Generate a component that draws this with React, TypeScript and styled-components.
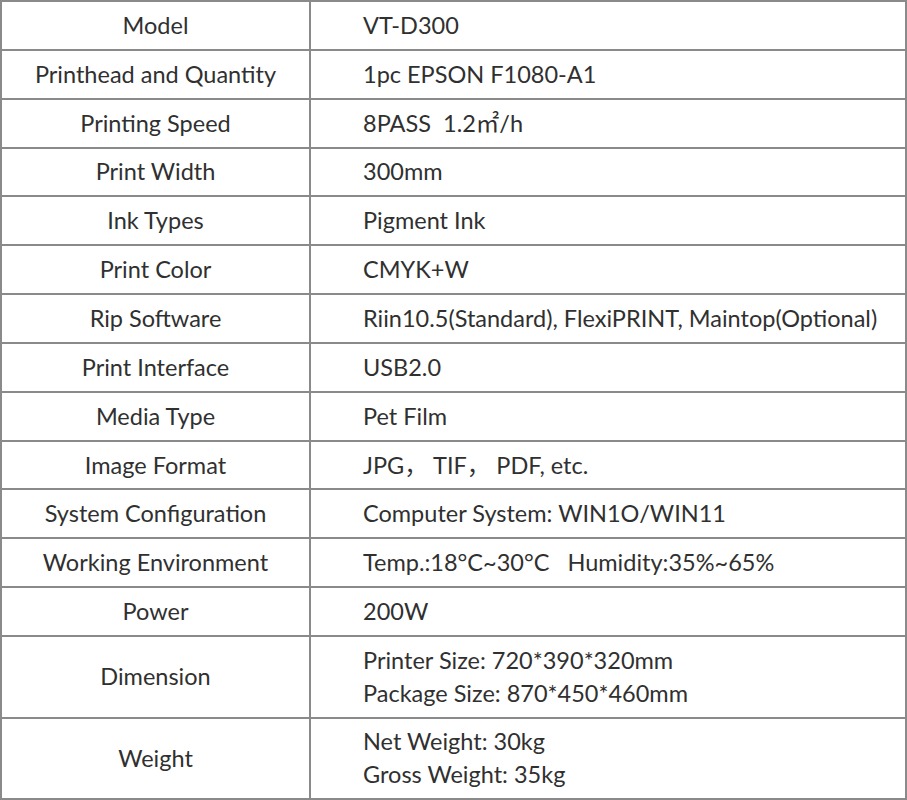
import styled, { createGlobalStyle } from 'styled-components';

const GlobalStyle = createGlobalStyle`
	body {
		margin: 0;
		background: #ffffff;
		font-family: Lato, 'Noto Sans', 'Noto Sans CJK SC', sans-serif;
	}
`;

const SpecGrid = styled.div`
	display: grid;
	grid-template-columns: 307px 594px;
	grid-template-rows: repeat(13, 46.85px) 80px 79px;
	gap: 2px;
	padding: 2px;
	width: 907px;
	box-sizing: border-box;
	background: #8a8a8a;
`;

const Cell = styled.div<{ $label?: boolean }>`
	background: #ffffff;
	color: #303030;
	font-size: 23.5px;
	line-height: 33px;
	display: flex;
	flex-direction: column;
	justify-content: center;
	align-items: ${(props) => (props.$label ? 'center' : 'flex-start')};
	padding-left: ${(props) => (props.$label ? '0' : '52px')};
	white-space: pre;
`;

const specs: [string, string[]][] = [
	['Model', ['VT-D300']],
	['Printhead and Quantity', ['1pc EPSON F1080-A1']],
	['Printing Speed', ['8PASS  1.2㎡/h']],
	['Print Width', ['300mm']],
	['Ink Types', ['Pigment Ink']],
	['Print Color', ['CMYK+W']],
	['Rip Software', ['Riin10.5(Standard), FlexiPRINT, Maintop(Optional)']],
	['Print Interface', ['USB2.0']],
	['Media Type', ['Pet Film']],
	['Image Format', ['JPG， TIF， PDF, etc.']],
	['System Configuration', ['Computer System: WIN1O/WIN11']],
	['Working Environment', ['Temp.:18°C~30°C   Humidity:35%~65%']],
	['Power', ['200W']],
	['Dimension', ['Printer Size: 720*390*320mm', 'Package Size: 870*450*460mm']],
	['Weight', ['Net Weight: 30kg', 'Gross Weight: 35kg']],
];

export default function App() {
	return (
		<>
			<GlobalStyle />
			<SpecGrid>
				{specs.map(([label, values]) => (
					<>
						<Cell key={label} $label>
							{label}
						</Cell>
						<Cell key={`${label}-v`}>
							{values.map((v) => (
								<span key={v}>{v}</span>
							))}
						</Cell>
					</>
				))}
			</SpecGrid>
		</>
	);
}
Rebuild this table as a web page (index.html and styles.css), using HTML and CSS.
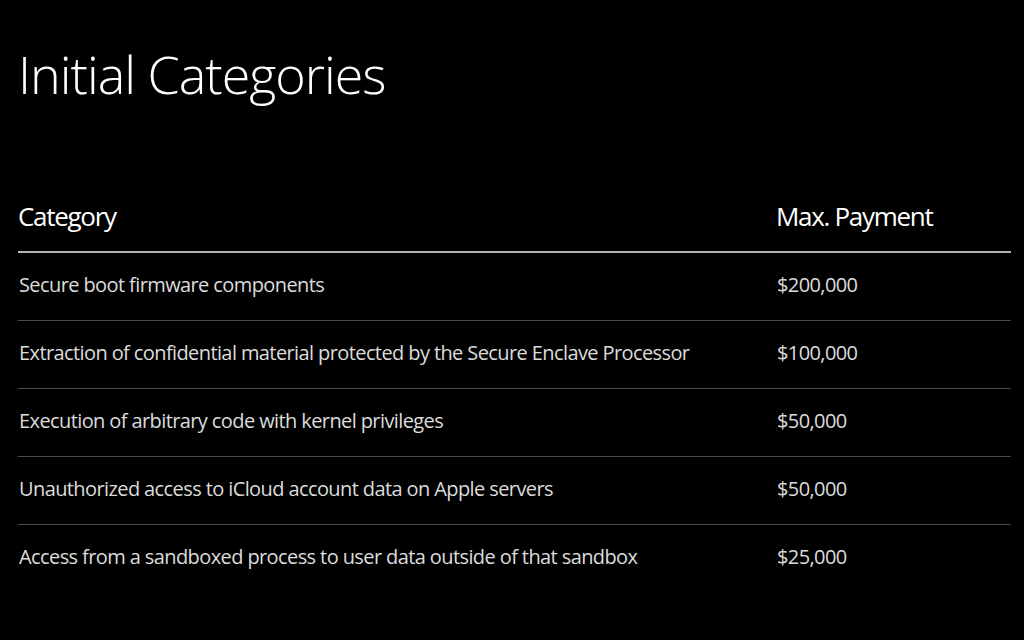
FILE: index.html
```html
<!DOCTYPE html>
<html lang="en">
<head>
    <meta charset="UTF-8">
    <meta name="viewport" content="width=device-width, initial-scale=1.0">
    <title>Initial Categories</title>
    <link rel="stylesheet" href="styles.css">
</head>
<body>
    <div class="slide">
        <h1 class="title">Initial Categories</h1>
        <table class="bounty">
            <thead>
                <tr>
                    <th class="col-category">Category</th>
                    <th class="col-payment">Max. Payment</th>
                </tr>
            </thead>
            <tbody>
                <tr>
                    <td>Secure boot firmware components</td>
                    <td>$200,000</td>
                </tr>
                <tr>
                    <td>Extraction of confidential material protected by the Secure Enclave Processor</td>
                    <td>$100,000</td>
                </tr>
                <tr>
                    <td>Execution of arbitrary code with kernel privileges</td>
                    <td>$50,000</td>
                </tr>
                <tr>
                    <td>Unauthorized access to iCloud account data on Apple servers</td>
                    <td>$50,000</td>
                </tr>
                <tr>
                    <td>Access from a sandboxed process to user data outside of that sandbox</td>
                    <td>$25,000</td>
                </tr>
            </tbody>
        </table>
    </div>
</body>
</html>
```

FILE: styles.css
```css
body {
    margin: 0;
    background: #000;
    font-family: 'Open Sans', 'Noto Sans', sans-serif;
    color: #fff;
}
.slide {
    width: 1024px;
    height: 640px;
    padding: 0 13px 0 18px;
    box-sizing: border-box;
}
.title {
    margin: 0;
    padding-top: 42px;
    font-size: 52px;
    font-weight: 300;
    line-height: 64px;
    letter-spacing: -1px;
}
.bounty {
    width: 100%;
    margin-top: 94px;
    border-collapse: collapse;
}
.bounty th {
    text-align: left;
    font-weight: 400;
    font-size: 26px;
    letter-spacing: -1.3px;
    padding: 0 0 19px 0;
    border-bottom: 2px solid #b4b4b4;
    line-height: 32px;
}
.col-payment {
    width: 235px;
}
.bounty td {
    height: 68px;
    padding: 0 0 3px 1px;
    font-size: 20px;
    letter-spacing: -0.6px;
    color: #dcdcdc;
    border-bottom: 1px solid #4a4a4a;
    box-sizing: border-box;
}
.bounty tbody tr:last-child td {
    border-bottom: none;
}
```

## [Set exercise]
Using the data above, write out every line exactly, leaving the images behind.

## [Written solution]
Generate a component that draws this with React, TypeScript and styled-components.
import styled, { createGlobalStyle } from 'styled-components';

const GlobalStyle = createGlobalStyle`
	body {
		margin: 0;
		background: #ffffff;
		font-family: Lato, 'Noto Sans', 'Noto Sans CJK SC', sans-serif;
	}
`;

const SpecGrid = styled.div`
	display: grid;
	grid-template-columns: 307px 594px;
	grid-template-rows: repeat(13, 46.85px) 80px 79px;
	gap: 2px;
	padding: 2px;
	width: 907px;
	box-sizing: border-box;
	background: #8a8a8a;
`;

const Cell = styled.div<{ $label?: boolean }>`
	background: #ffffff;
	color: #303030;
	font-size: 23.5px;
	line-height: 33px;
	display: flex;
	flex-direction: column;
	justify-content: center;
	align-items: ${(props) => (props.$label ? 'center' : 'flex-start')};
	padding-left: ${(props) => (props.$label ? '0' : '52px')};
	white-space: pre;
`;

const specs: [string, string[]][] = [
	['Model', ['VT-D300']],
	['Printhead and Quantity', ['1pc EPSON F1080-A1']],
	['Printing Speed', ['8PASS  1.2㎡/h']],
	['Print Width', ['300mm']],
	['Ink Types', ['Pigment Ink']],
	['Print Color', ['CMYK+W']],
	['Rip Software', ['Riin10.5(Standard), FlexiPRINT, Maintop(Optional)']],
	['Print Interface', ['USB2.0']],
	['Media Type', ['Pet Film']],
	['Image Format', ['JPG， TIF， PDF, etc.']],
	['System Configuration', ['Computer System: WIN1O/WIN11']],
	['Working Environment', ['Temp.:18°C~30°C   Humidity:35%~65%']],
	['Power', ['200W']],
	['Dimension', ['Printer Size: 720*390*320mm', 'Package Size: 870*450*460mm']],
	['Weight', ['Net Weight: 30kg', 'Gross Weight: 35kg']],
];

export default function App() {
	return (
		<>
			<GlobalStyle />
			<SpecGrid>
				{specs.map(([label, values]) => (
					<>
						<Cell key={label} $label>
							{label}
						</Cell>
						<Cell key={`${label}-v`}>
							{values.map((v) => (
								<span key={v}>{v}</span>
							))}
						</Cell>
					</>
				))}
			</SpecGrid>
		</>
	);
}
Rebuild this table as a web page (index.html and styles.css), using HTML and CSS.
FILE: index.html
```html
<!DOCTYPE html>
<html lang="en">
<head>
    <meta charset="UTF-8">
    <meta name="viewport" content="width=device-width, initial-scale=1.0">
    <title>Initial Categories</title>
    <link rel="stylesheet" href="styles.css">
</head>
<body>
    <div class="slide">
        <h1 class="title">Initial Categories</h1>
        <table class="bounty">
            <thead>
                <tr>
                    <th class="col-category">Category</th>
                    <th class="col-payment">Max. Payment</th>
                </tr>
            </thead>
            <tbody>
                <tr>
                    <td>Secure boot firmware components</td>
                    <td>$200,000</td>
                </tr>
                <tr>
                    <td>Extraction of confidential material protected by the Secure Enclave Processor</td>
                    <td>$100,000</td>
                </tr>
                <tr>
                    <td>Execution of arbitrary code with kernel privileges</td>
                    <td>$50,000</td>
                </tr>
                <tr>
                    <td>Unauthorized access to iCloud account data on Apple servers</td>
                    <td>$50,000</td>
                </tr>
                <tr>
                    <td>Access from a sandboxed process to user data outside of that sandbox</td>
                    <td>$25,000</td>
                </tr>
            </tbody>
        </table>
    </div>
</body>
</html>
```

FILE: styles.css
```css
body {
    margin: 0;
    background: #000;
    font-family: 'Open Sans', 'Noto Sans', sans-serif;
    color: #fff;
}
.slide {
    width: 1024px;
    height: 640px;
    padding: 0 13px 0 18px;
    box-sizing: border-box;
}
.title {
    margin: 0;
    padding-top: 42px;
    font-size: 52px;
    font-weight: 300;
    line-height: 64px;
    letter-spacing: -1px;
}
.bounty {
    width: 100%;
    margin-top: 94px;
    border-collapse: collapse;
}
.bounty th {
    text-align: left;
    font-weight: 400;
    font-size: 26px;
    letter-spacing: -1.3px;
    padding: 0 0 19px 0;
    border-bottom: 2px solid #b4b4b4;
    line-height: 32px;
}
.col-payment {
    width: 235px;
}
.bounty td {
    height: 68px;
    padding: 0 0 3px 1px;
    font-size: 20px;
    letter-spacing: -0.6px;
    color: #dcdcdc;
    border-bottom: 1px solid #4a4a4a;
    box-sizing: border-box;
}
.bounty tbody tr:last-child td {
    border-bottom: none;
}
```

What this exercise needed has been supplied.